Find and potentially fix conflicting behaviour in a set of kazu.data.OntologyStringResources.

__init__(entity_class, autofix=AutofixStrategy.NONE)[source]
Parameters:
  • entity_class (str) – entity class that this analyzer will handle

  • autofix (AutofixStrategy) – Should any conflicts be automatically fixed, such that the behaviour is consistent within this set? Note that this does not guarantee that the optimal behaviour for a conflict is preserved.

autofix_resources(resource_conflicts)[source]

Fix conflicts in resources by producing a new set of resources with consistent behaviour.

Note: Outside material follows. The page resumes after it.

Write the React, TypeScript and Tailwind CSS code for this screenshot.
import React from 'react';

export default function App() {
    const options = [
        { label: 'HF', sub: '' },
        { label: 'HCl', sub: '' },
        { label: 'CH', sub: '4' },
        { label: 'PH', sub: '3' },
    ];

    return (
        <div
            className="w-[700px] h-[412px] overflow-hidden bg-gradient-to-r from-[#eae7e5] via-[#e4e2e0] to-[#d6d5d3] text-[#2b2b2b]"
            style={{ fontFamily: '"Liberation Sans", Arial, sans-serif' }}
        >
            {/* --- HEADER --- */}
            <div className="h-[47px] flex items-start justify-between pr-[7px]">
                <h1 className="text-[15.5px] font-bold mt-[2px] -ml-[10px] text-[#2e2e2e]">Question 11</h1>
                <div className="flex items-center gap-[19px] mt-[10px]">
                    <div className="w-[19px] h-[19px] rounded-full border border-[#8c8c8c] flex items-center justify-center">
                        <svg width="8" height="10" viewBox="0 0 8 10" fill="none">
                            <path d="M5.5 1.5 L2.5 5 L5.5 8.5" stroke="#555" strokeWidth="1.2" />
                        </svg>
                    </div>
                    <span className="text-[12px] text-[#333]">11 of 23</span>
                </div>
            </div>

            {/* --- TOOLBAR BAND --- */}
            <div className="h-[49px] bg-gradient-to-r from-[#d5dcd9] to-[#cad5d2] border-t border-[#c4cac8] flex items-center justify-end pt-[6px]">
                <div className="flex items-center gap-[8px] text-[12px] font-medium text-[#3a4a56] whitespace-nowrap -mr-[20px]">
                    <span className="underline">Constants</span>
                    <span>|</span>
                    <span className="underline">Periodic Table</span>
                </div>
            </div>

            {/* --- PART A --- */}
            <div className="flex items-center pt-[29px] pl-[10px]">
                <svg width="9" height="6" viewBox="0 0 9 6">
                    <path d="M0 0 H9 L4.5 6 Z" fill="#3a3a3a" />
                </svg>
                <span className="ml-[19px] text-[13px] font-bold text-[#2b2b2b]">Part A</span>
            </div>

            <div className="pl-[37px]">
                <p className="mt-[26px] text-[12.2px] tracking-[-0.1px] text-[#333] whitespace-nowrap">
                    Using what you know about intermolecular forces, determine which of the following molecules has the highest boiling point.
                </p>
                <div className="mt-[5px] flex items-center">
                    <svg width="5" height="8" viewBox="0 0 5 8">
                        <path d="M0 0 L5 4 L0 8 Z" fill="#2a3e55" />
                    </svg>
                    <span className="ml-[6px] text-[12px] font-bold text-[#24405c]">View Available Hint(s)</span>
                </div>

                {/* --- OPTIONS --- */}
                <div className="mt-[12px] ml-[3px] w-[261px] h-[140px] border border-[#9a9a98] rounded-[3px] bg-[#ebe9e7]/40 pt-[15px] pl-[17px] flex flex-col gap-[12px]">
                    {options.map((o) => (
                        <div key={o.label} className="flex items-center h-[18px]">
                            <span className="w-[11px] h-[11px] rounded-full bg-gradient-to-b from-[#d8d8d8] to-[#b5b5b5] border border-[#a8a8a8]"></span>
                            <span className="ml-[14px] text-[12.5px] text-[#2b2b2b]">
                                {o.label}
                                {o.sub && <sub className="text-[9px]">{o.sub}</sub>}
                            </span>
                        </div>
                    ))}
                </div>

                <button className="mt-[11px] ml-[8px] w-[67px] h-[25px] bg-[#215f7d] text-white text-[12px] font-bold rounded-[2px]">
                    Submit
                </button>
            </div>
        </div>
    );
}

This ensures that there are no conflicts regarding any of these properties:

  • the combination of case sensitivity and mention confidence

  • associated id set

  • resource behaviour

Parameters:

resource_conflicts (set[frozenset[OntologyStringResource]])

Returns:

Return type:

set[OntologyStringResource]

static build_synonym_defaultdict(resources)[source]
Parameters:

resources (Iterable[OntologyStringResource])

Return type:

defaultdict[str, set[OntologyStringResource]]

static check_for_case_conflicts_across_resources(resources, strict=False)[source]

Find conflicts in case sensitivity within a set of resources.

Conflicts can occur when strings differ by case sensitivity, and a case-insensitive synonym will produce a MentionConfidence of equal or higher rank than a case-sensitive one.

Parameters:
  • resources (set[OntologyStringResource])

  • strict (bool) – if True, then the function will return True if there are multiple mention confidences for a given string, regardless of case sensitivity

Returns:

a set of conflicted subsets, and a set of clean resources.

Return type:

tuple[set[frozenset[OntologyStringResource]], set[OntologyStringResource]]

check_for_normalised_behaviour_conflicts_and_merge_if_possible(resources)[source]

Find behaviour conflicts in the resource set indexed by syn_norm.

If possible, resources will be merged. If not, they will be added to a set of conflicting resources.

Parameters:

resources (set[OntologyStringResource])

Returns:

A set of newly created merged resources, a set of resources eliminated through the merge, and a set of resources subsets that conflict and cannot be merged,

Return type:

tuple[set[OntologyStringResource], set[OntologyStringResource], set[frozenset[OntologyStringResource]]]

static find_case_conflicts(maybe_good_resources_by_active_syn_lower, strict=False)[source]
Parameters:
Return type:

tuple[set[frozenset[OntologyStringResource]], set[OntologyStringResource]]

merge_human_and_auto_resources(human_curated_resources, autocurated_resources)[source]

Merge a set of human curated resources with a set of automatically curated resources, preferring the human set where possible.

Note that the output is not guaranteed to be conflict free - consider calling verify_resource_set_integrity().

Parameters:
Returns:

Return type:

OntologyResourceSetMergeReport

verify_resource_set_integrity(resources)[source]

Verify that a set of resources has consistent behaviour.

Conflicts can occur for the following reasons:

  1. If two or more resources normalise to the same string, but have different kazu.data.OntologyStringBehaviour.

  2. If two or more resources normalise to the same value, but have different associated ID sets specified, such that one would override the other.

  3. If two or more resources have conflicting values for case sensitivity and kazu.data.MentionConfidence. E.g. A case-insensitive resource cannot have a higher mention confidence value than a case-sensitive one for the same string.

Parameters:

resources (set[OntologyStringResource])

Returns:

Raises:

CurationError – if one or more resources produce multiple normalised values

Return type:

OntologyResourceSetConflictReport

kazu.ontology_preprocessing.curation_utils.batch(iterable, n=1)[source]
Parameters:
Return type:

Iterable[list[OntologyStringResource]]

kazu.ontology_preprocessing.curation_utils.dump_ontology_string_resources(resources, path, force=False, split_at=10000)[source]

Dump an iterable of kazu.data.OntologyStringResources to the file system.

Parameters:
Returns:

Return type:

None

kazu.ontology_preprocessing.curation_utils.load_global_actions(path)[source]

Load an instance of GlobalParserActions from a file path.

Parameters:

path (str | Path) – path to a json serialised GlobalParserActions

Returns:

Return type:

GlobalParserActions

kazu.ontology_preprocessing.curation_utils.load_ontology_string_resources(path)[source]

Load kazu.data.OntologyStringResources from a file path or directory.

Parameters:

path (str | Path) – path to a jsonl file or directory of jsonl files that map to kazu.data.OntologyStringResource

Returns:

Return type:

set[OntologyStringResource]